Fundamental nas letras sertanejas é a
predominância do narrativo, da repetição, do esquematismo, seja no padrão épico das
músicas sertanejas raiz, seja nas fórmulas melodramáticas da música sertaneja
romântica. Este convencionalismo permite, como comenta Jesus Martin Barbero (1983), a
constituição da memória do grupo e a articulação com os arquétipos e processos de
identificação (1983: 64 .)
A música sertaneja ao privilegiar
parâmetros sonoros próprios da fala, isto é o timbre e a própria dinâmica da
narrativa, se coloca à margem do que é considerado música na cultura ocidental letrada.
Nesta última, foram a altura e duração os parâmetros que se firmaram como essenciais
para a conceituação de música versus ruído.12
Se no seu processo de fabricação a
cultura de massa contesta a sacralização da arte, fazendo com que seus primeiros
críticos a vissem somente como o resultado do processo de industrialização (ref. Adorno
e Horkheimer), estes resultados etnomusicológicos referentes à música sertaneja,
primeira manifestação da indústria cultural consolidade no Brasil, sugerem uma outra
concepção de música em termos de elementos geradores de sentido.
O aprofundamento da pesquisa além da
primeira coleta de dados para descrição estilística indicam que o que inicialmente
parecia importante para caracterizar a música sertaneja, e que varia mais ao longo de sua
trajetória dos anos 30 aos 90 -- a incorporação crescente de instrumentos e rítmos
cada vez internacionalizados -- não são elementos definidores para seu público
constituinte.13 Ao considerar
este gênero, a partir da rede de significados que se forma com a sua utilização,
podemos perceber a música popular de uma maneira bem diferente das avaliações feitas
muitas delas pela perspectiva de avaliação da música erudita. 14
Não é que a configuração sonora
sertaneja conteste a posição de prestígio da música "clássica", mas mantém
com muita firmeza sua posição de identidade e opção estética.15 Nas posturas de músicos sertanejos que tem
se apresentado regularmente em Uberlândia, não se percebe uma concepção do gênero
como "artístico". Pena Branca e Xavantinho, uma dupla "raiz" da
região se colocam com cultores do folclore mineiro, se relacionando com o público do
Congresso Regional da SBPC, num dos campi da UFU, de uma forma bastante intimista,
identificando pessoas, inclusive familiares presentes na platéia.

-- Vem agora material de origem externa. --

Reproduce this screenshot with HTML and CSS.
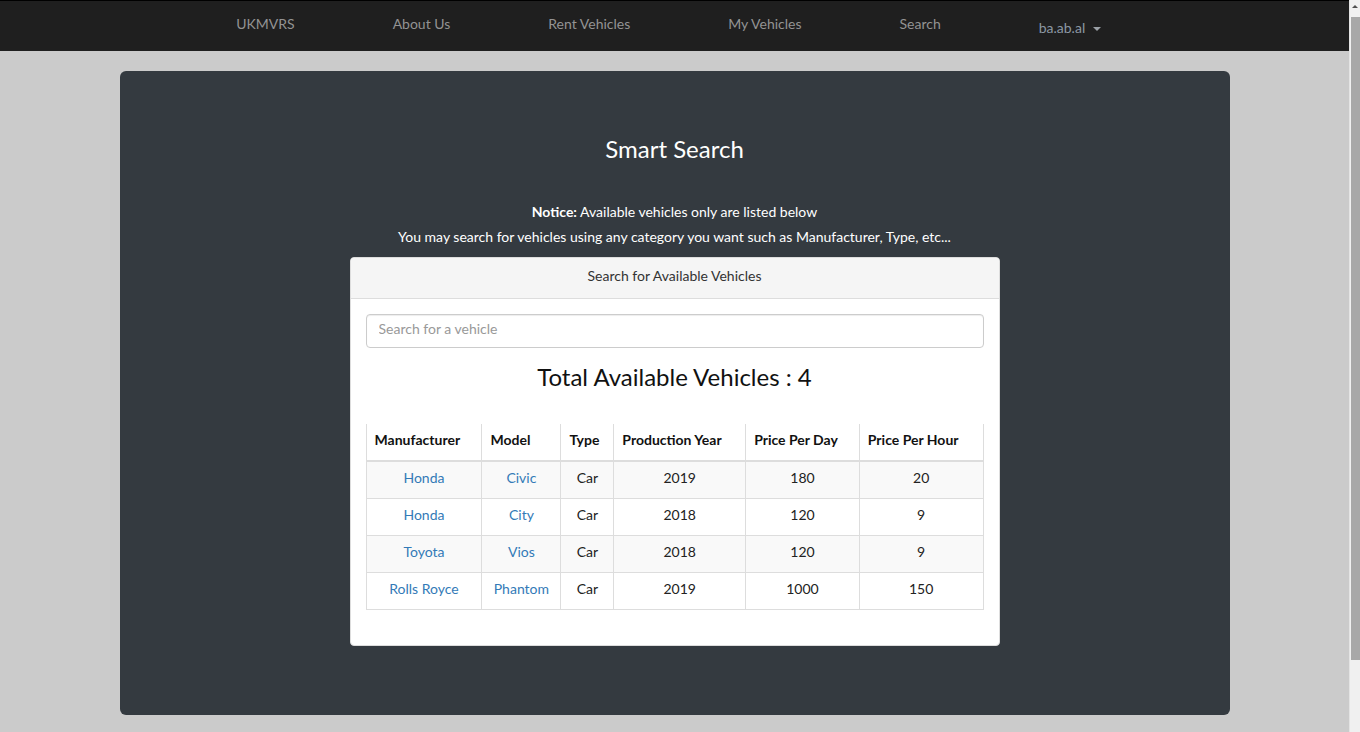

Leandro e Leonardo se
colocam como artistas modernos, abrindo seu show, durante uma exposição agro-pecuária,
com um vídeo promocional em espanhol, enfatizando as campanhas publicitárias em que
tomaram parte e apresentando uma imagem ao mesmo tempo rústica e moderna (cenas num trem
de ferro com os dois e num restaurante, Leandro fazendo o papel de "latin
lover"). Estabelecem uma relação com a platéia comentando da cumplicidade do
público de Uberlândia com seu sucesso desde 1989, quando tinham começado. Pena Branca e
Xavantinho apontam para a cultura tradicional e regional, enquanto Leandro e Leonardo se
inserem numa cultura moderna e industrial.

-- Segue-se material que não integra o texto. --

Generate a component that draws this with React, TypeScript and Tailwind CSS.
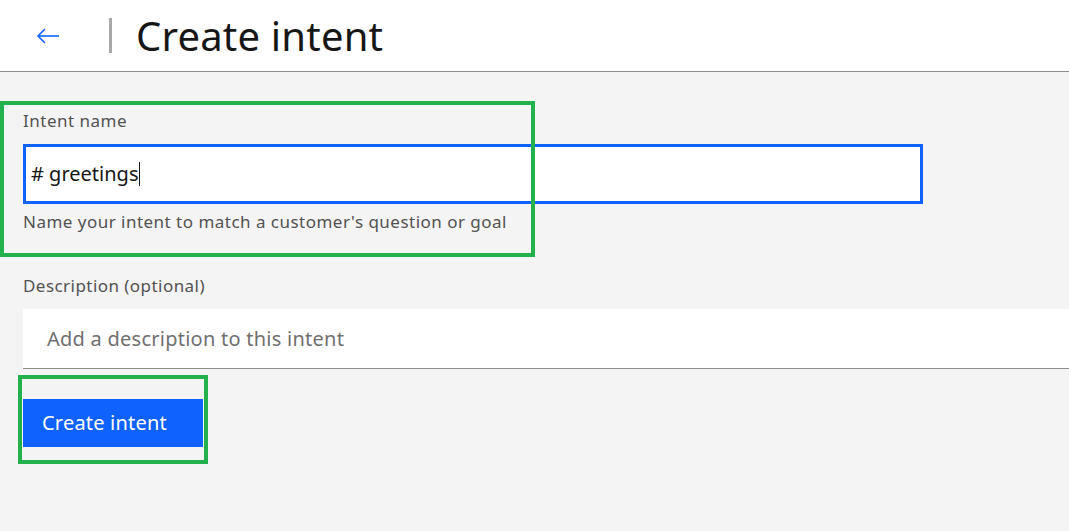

Estes campos de concorrência no mercado
simbólico tem sido analisados principalmente na sociologia, a partir dos estudos de
Pierre Bourdieu (1984) que, na França os observa na contraposição das esferas da alta
cultura ou cultura ilustrada e da indústria cultural. No Brasil acrescenta-se a estas o
campo simbólico "rústico", do artesanato, do folclore.16
Para Bourdieu, enquanto na estética
erudita a arte faz referência a ela mesma, na estética popular a arte faz referência à
vida cotidiana. Na última a arte imita a vida, na primeira a arte imita a arte (BORDIEU
1984, p. 6).17
É esta a postura de Mário de Andrade,
que no Banquete, comenta sobre a universalidade do que chama "comoção
estética", ou capacidade de sentirmos o belo. As obras de arte teriam um valor
estético, intrínseco, fatal, fisiológico e um valor sentimental, individual e de acordo
com a biografias dos indivíduos. Ao homem comum interessaria o conteúdo decisório da
verdade moral e mental, enquanto ao erudito interessaria a forma independentemente de
utilidade. Na realidade Mário questiona se esta atitude "individualista" não
seria uma "deformação errônea da funcionalidade da obra de arte", que na sua
visão deve ter uma função crítica (ANDRADE 1989: 88-93).
Sabemos que Mário, nas suas
colocações descritivas das chamadas características da música brasileira, no Ensaio,
analisa um grupo de cantos folclóricos do ponto de vista culto, isto é, identifica
escalas, rítmos, forma; neste caso Mário está tratando de particulares culturais. É
quando está argumentando prescritivamente que Mário coloca alguns de seus
"insights" mais instigantes, observações que tratam de alguns aspectos
universais em relação à música, entre eles a questão, comentada acima, da
"comoção estética ". Quer dizer, Mário de Andrade descritivo não consegue
transcender o seu "habitus" culto. Somente quando passa para o plano filosófico
é que lança ideias que, desenvolvidas, contribuem para a teorização de uma estética
da música no Brasil.
Outras categorias andradianas úteis,
especialmente no caso da música sertaneja, seriam sua concepção de beleza, arte e
técnica como aparecem nos textos "Distanciamentos e Aproximações", escrito em
1942 para o jornal "Estado" e "O Artista e o Artesão", palestra de
inauguração de seu curso de filosofia e história da arte, na hoje Escola de Música da
UFRJ, de 1938. No entender de Mário arte tem a ver com ética, devendo ser essencialmente
"interessada" e moralmente comprometida. A música sertaneja estaria ligada
portanto à arte popular, por seu conteúdo comprometido com os arquétipos relacionados
com a memória longa e expressos nas letras que tratam da sobrevivência humana, seja nas
letras "raíz" que tratam sociabilidade rural e coletiva, seja nas letras
"românticas" que tratam da sociabilidade urbana e individualista.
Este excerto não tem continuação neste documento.